[Start Material to process]

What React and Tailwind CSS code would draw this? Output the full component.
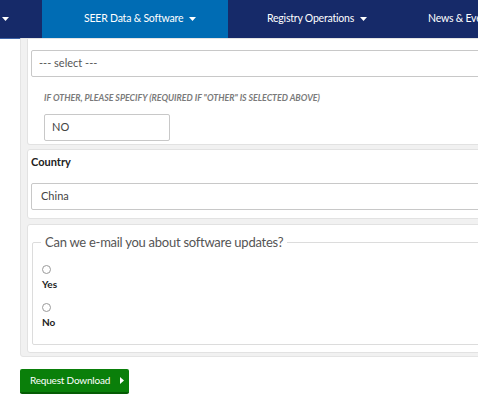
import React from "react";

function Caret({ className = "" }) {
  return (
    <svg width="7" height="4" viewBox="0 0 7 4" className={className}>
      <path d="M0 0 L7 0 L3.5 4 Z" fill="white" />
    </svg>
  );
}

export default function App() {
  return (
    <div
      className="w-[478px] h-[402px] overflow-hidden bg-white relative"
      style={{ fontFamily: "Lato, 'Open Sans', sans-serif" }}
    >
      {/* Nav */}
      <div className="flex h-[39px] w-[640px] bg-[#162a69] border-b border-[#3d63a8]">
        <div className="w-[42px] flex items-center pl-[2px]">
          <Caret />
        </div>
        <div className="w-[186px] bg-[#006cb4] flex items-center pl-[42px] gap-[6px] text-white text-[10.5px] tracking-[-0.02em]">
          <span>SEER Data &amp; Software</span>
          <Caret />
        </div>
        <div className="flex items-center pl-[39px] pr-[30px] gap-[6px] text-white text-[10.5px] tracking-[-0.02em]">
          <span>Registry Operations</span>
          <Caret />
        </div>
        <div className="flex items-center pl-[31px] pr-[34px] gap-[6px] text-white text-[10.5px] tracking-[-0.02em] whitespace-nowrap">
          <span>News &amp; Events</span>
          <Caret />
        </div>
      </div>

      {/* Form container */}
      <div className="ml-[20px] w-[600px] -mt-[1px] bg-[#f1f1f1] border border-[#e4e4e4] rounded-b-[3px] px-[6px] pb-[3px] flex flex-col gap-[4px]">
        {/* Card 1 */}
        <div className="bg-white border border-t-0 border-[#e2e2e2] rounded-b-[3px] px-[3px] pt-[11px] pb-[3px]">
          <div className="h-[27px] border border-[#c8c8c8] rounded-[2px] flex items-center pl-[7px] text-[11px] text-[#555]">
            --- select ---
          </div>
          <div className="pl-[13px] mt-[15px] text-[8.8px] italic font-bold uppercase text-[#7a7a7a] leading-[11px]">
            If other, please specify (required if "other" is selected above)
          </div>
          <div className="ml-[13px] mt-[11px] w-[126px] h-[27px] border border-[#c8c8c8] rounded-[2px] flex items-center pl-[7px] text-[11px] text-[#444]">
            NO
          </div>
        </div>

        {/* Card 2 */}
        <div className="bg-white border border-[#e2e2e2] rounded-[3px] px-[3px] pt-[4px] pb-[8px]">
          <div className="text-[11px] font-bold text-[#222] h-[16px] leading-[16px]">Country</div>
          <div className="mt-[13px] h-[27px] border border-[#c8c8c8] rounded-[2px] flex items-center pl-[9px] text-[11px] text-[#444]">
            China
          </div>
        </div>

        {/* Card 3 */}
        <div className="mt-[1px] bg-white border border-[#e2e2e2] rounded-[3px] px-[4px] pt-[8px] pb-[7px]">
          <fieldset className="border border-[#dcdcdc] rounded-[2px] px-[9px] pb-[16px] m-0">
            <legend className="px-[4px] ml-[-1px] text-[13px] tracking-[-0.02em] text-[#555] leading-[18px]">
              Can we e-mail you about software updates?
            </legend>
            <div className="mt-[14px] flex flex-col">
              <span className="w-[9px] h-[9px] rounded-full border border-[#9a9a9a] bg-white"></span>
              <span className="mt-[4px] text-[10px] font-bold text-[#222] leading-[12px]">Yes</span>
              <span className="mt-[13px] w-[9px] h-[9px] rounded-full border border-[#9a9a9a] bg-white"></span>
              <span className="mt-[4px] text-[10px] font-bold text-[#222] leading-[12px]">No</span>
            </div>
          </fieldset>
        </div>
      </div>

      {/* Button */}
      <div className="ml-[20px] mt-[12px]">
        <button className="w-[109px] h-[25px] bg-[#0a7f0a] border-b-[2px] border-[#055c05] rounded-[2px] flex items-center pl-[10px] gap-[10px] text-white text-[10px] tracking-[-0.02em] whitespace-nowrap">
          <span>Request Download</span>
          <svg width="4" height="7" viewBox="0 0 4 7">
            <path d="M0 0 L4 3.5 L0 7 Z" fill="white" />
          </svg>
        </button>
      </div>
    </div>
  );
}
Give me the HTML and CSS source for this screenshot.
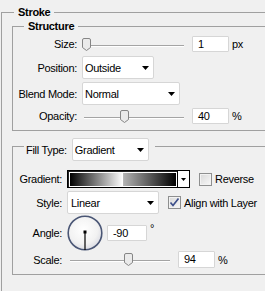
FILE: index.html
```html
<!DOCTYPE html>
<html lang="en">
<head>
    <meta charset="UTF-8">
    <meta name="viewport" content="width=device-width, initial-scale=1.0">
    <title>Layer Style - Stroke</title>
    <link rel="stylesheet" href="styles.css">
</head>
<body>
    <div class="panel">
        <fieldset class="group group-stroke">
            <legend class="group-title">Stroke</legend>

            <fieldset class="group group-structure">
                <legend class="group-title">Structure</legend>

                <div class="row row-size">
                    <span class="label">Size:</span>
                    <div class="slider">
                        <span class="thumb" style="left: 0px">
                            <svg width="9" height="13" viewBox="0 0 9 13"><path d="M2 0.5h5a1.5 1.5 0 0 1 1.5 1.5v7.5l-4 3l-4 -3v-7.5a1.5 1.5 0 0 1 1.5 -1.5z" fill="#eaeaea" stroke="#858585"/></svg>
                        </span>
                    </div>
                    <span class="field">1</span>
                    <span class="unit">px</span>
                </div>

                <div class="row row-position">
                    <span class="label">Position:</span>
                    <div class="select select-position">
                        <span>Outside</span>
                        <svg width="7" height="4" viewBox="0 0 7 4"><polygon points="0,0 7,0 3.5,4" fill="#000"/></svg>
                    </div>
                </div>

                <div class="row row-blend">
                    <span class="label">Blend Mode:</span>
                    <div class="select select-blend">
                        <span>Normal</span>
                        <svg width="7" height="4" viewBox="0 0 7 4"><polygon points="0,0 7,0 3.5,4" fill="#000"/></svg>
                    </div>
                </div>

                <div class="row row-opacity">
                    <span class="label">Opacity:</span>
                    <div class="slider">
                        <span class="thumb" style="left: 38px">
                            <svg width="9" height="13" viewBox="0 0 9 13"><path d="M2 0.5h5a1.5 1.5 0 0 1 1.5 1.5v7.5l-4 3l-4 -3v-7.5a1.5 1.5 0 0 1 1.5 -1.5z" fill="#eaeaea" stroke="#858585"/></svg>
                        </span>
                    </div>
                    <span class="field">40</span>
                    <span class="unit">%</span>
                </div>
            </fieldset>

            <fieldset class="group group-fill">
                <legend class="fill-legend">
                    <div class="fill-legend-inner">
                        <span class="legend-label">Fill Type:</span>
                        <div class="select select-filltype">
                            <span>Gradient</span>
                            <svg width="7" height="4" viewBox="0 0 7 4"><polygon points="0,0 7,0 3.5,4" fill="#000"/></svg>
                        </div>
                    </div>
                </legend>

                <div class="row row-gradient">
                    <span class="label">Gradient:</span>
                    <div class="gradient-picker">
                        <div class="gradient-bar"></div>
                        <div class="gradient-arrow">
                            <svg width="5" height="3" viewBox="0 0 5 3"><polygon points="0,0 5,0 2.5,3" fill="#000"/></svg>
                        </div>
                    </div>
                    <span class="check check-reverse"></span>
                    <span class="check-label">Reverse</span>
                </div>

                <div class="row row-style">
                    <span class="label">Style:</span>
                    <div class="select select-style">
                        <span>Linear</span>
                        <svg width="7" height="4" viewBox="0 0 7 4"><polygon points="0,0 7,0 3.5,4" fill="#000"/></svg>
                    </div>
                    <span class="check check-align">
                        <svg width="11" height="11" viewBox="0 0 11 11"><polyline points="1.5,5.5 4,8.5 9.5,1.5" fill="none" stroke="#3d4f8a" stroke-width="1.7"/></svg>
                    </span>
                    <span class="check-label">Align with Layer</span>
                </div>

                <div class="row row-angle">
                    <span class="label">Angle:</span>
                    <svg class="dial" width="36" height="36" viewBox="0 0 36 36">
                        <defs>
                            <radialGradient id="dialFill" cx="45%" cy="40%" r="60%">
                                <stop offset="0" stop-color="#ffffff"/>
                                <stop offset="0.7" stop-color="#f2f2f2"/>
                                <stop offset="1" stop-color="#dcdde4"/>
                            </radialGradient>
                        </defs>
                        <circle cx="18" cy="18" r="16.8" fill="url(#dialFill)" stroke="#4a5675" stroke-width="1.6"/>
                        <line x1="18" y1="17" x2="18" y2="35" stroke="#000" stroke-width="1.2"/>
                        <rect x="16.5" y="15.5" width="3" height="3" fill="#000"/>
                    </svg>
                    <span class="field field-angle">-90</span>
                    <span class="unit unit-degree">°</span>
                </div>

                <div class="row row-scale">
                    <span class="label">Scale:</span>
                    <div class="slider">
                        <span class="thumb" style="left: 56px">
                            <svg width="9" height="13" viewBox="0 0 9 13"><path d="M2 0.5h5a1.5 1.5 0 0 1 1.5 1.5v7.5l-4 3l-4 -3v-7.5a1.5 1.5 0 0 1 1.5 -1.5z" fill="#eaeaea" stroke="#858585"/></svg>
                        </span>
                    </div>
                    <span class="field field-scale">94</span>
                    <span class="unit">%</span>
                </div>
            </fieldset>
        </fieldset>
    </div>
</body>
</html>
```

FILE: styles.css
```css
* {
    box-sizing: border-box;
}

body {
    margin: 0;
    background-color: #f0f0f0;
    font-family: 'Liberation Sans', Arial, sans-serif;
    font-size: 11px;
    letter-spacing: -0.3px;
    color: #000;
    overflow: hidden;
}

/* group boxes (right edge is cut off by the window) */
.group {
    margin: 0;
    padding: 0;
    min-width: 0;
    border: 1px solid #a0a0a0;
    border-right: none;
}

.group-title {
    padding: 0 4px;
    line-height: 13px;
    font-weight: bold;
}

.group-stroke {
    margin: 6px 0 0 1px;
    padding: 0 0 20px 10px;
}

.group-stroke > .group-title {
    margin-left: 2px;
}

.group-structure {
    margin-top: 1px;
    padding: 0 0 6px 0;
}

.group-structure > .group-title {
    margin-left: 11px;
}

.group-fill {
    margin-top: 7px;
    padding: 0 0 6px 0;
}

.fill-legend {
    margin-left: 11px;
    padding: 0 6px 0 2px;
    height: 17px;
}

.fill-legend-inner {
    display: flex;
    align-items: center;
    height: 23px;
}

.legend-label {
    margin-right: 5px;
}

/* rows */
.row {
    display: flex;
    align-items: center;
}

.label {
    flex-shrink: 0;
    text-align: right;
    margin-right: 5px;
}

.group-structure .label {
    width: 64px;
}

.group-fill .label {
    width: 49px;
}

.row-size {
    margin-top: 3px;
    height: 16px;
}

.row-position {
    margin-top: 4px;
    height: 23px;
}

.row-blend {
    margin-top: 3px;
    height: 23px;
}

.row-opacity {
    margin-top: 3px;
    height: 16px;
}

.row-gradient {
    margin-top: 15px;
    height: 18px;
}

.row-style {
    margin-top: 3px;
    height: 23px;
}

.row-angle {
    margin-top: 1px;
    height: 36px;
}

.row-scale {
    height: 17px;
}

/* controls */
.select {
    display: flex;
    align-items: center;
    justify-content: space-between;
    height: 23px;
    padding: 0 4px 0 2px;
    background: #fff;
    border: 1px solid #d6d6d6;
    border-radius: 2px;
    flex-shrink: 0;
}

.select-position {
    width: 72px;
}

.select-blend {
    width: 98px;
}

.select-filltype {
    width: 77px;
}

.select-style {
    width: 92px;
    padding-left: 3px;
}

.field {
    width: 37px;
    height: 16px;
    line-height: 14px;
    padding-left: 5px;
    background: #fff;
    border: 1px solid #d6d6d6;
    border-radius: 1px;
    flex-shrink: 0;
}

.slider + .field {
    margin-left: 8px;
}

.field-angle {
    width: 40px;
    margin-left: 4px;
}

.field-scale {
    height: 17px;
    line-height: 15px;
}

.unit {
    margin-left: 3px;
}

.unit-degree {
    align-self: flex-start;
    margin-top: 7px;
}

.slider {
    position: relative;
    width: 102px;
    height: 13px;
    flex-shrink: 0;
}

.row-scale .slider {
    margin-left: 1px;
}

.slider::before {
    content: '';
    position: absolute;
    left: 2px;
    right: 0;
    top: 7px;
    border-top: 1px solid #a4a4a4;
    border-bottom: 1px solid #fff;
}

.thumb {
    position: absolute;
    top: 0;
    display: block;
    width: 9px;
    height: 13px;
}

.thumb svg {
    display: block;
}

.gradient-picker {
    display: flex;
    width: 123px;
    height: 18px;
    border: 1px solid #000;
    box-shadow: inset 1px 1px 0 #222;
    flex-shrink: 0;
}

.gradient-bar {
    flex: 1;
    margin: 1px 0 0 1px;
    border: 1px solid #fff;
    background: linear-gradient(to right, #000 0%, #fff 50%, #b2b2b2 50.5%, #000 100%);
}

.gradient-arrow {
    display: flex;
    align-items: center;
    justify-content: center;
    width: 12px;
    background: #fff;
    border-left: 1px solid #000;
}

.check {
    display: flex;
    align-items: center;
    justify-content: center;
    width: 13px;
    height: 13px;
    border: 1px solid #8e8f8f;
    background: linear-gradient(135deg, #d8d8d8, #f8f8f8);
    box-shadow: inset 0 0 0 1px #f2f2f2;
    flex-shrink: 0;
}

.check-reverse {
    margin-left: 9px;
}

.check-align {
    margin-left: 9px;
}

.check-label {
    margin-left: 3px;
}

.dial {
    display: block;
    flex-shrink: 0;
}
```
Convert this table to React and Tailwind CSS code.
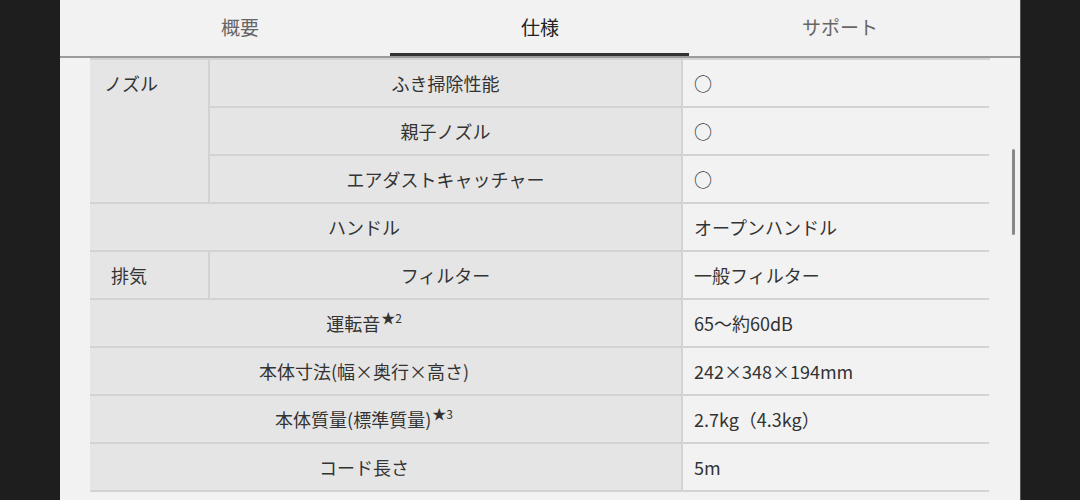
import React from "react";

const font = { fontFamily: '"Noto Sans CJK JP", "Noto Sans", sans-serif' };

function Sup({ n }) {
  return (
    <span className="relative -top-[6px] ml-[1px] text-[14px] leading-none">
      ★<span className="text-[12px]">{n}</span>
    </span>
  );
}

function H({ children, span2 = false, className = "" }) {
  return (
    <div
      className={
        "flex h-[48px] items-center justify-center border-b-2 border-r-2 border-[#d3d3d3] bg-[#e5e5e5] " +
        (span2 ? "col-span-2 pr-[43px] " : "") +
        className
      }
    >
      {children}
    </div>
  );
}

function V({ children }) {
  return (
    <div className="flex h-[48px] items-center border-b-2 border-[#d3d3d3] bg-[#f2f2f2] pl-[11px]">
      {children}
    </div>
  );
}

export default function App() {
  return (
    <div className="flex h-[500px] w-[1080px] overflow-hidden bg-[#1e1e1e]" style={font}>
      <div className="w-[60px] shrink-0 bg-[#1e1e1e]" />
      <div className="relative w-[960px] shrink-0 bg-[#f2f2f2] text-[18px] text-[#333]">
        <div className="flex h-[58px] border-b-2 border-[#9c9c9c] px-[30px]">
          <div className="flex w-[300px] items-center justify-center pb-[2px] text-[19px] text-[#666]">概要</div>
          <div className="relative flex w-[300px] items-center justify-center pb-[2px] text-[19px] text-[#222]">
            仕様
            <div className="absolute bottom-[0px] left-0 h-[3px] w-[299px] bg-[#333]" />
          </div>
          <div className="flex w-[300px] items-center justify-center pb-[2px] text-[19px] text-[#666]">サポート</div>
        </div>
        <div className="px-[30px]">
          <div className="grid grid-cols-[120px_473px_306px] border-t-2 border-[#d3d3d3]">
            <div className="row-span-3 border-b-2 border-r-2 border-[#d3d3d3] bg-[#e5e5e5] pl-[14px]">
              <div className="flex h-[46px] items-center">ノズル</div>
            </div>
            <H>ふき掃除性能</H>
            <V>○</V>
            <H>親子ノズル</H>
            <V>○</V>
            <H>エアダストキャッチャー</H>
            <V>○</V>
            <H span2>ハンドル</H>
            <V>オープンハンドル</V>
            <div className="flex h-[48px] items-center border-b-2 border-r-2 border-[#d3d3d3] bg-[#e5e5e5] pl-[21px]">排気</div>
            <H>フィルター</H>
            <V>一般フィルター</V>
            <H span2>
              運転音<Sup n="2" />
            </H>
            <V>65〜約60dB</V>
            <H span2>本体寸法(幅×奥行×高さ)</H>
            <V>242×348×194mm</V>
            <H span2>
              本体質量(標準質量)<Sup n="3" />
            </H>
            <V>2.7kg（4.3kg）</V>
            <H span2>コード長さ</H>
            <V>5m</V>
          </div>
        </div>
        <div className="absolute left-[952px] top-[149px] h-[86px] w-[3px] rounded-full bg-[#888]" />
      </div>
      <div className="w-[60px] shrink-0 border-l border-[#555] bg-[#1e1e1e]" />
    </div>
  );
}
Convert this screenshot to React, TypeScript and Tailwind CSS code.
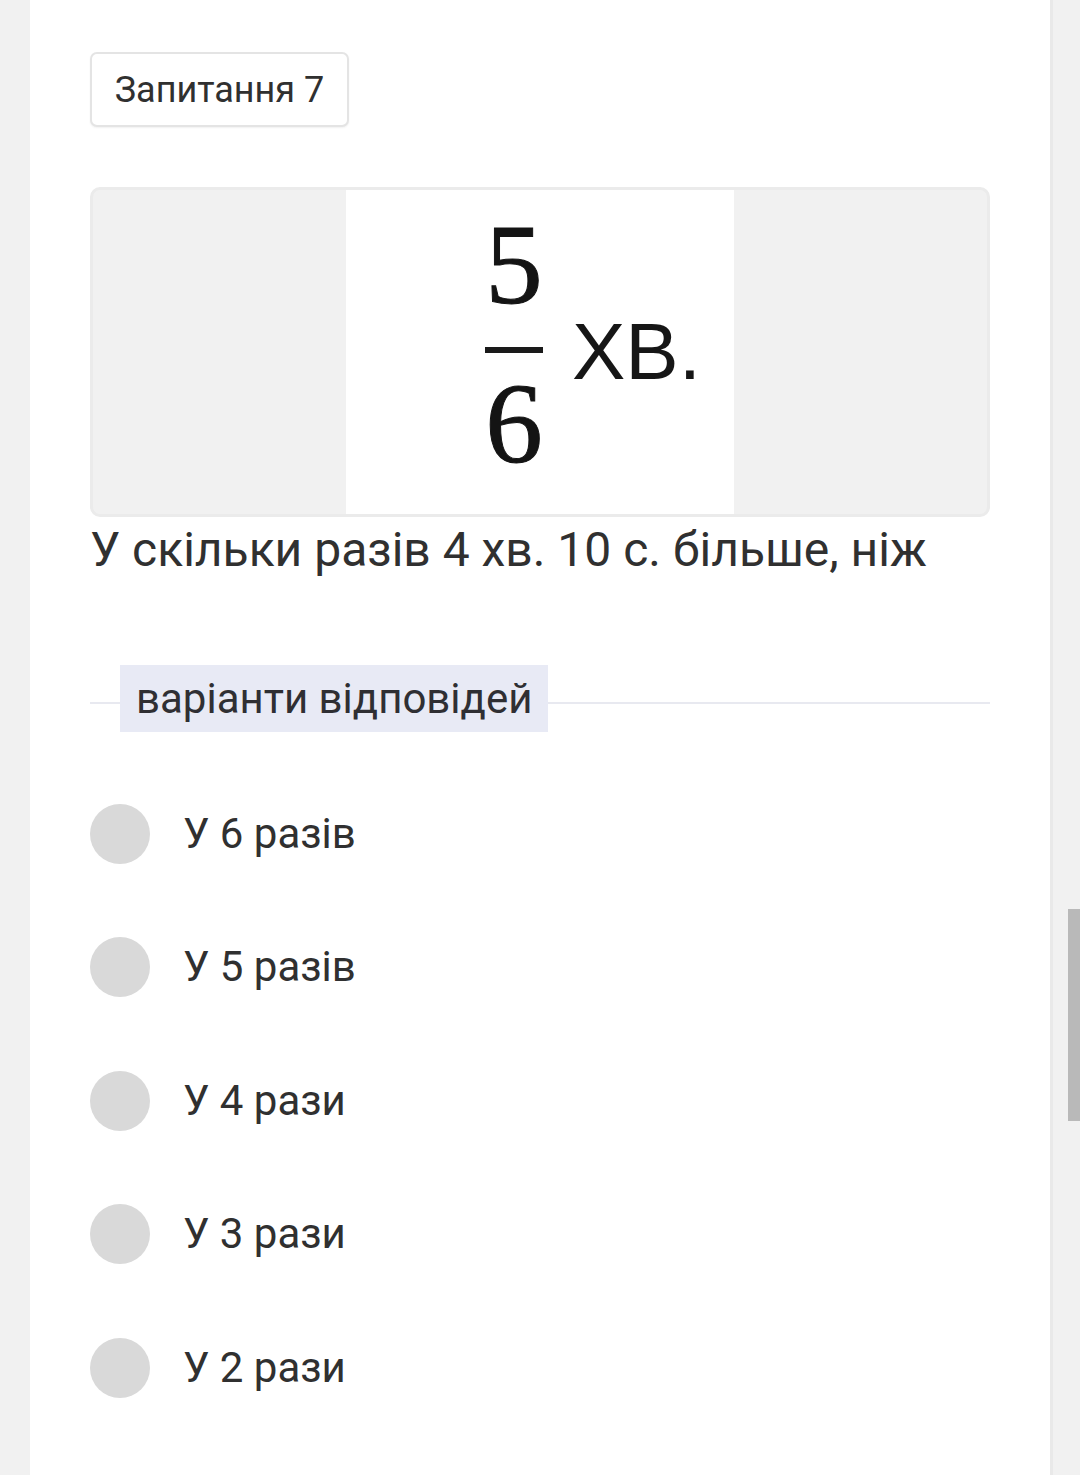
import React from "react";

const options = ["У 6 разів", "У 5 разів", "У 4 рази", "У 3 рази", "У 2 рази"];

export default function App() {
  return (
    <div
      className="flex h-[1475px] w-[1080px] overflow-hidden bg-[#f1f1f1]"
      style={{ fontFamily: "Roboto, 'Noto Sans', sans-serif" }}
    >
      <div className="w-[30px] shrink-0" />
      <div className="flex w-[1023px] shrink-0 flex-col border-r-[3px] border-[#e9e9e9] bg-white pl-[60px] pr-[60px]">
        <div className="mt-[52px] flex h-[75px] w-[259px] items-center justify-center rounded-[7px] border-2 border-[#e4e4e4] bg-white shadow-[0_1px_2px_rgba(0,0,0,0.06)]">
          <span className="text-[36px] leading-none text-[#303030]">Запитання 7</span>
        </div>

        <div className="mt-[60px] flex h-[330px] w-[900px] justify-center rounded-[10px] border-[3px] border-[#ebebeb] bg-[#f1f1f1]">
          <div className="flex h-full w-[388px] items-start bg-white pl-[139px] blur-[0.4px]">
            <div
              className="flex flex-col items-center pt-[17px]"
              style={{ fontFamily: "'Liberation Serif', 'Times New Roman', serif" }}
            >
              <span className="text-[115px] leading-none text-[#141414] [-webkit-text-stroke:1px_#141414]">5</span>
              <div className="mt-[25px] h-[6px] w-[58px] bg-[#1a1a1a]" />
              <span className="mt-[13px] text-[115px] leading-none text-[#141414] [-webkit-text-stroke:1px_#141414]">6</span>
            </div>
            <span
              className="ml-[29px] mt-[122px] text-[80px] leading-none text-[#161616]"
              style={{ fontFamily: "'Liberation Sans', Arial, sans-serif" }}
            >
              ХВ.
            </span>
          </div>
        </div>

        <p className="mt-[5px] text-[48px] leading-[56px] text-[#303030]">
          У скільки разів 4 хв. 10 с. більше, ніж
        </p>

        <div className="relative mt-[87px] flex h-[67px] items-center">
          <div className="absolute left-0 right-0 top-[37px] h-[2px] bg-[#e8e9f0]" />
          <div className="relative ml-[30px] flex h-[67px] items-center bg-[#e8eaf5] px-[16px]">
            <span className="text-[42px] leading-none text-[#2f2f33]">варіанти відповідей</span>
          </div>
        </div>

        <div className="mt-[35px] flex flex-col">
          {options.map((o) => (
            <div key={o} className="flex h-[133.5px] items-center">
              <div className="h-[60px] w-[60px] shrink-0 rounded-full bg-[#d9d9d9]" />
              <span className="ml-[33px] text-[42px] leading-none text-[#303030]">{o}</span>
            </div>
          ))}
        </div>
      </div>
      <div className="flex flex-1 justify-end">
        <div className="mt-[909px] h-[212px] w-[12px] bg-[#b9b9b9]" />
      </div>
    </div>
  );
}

[End Material to process]

● **What is expected**
Reproduce every line from the entries that holds the word "this".

● **Exercise response**
What React and Tailwind CSS code would draw this? Output the full component.
Give me the HTML and CSS source for this screenshot.
Convert this table to React and Tailwind CSS code.
Convert this screenshot to React, TypeScript and Tailwind CSS code.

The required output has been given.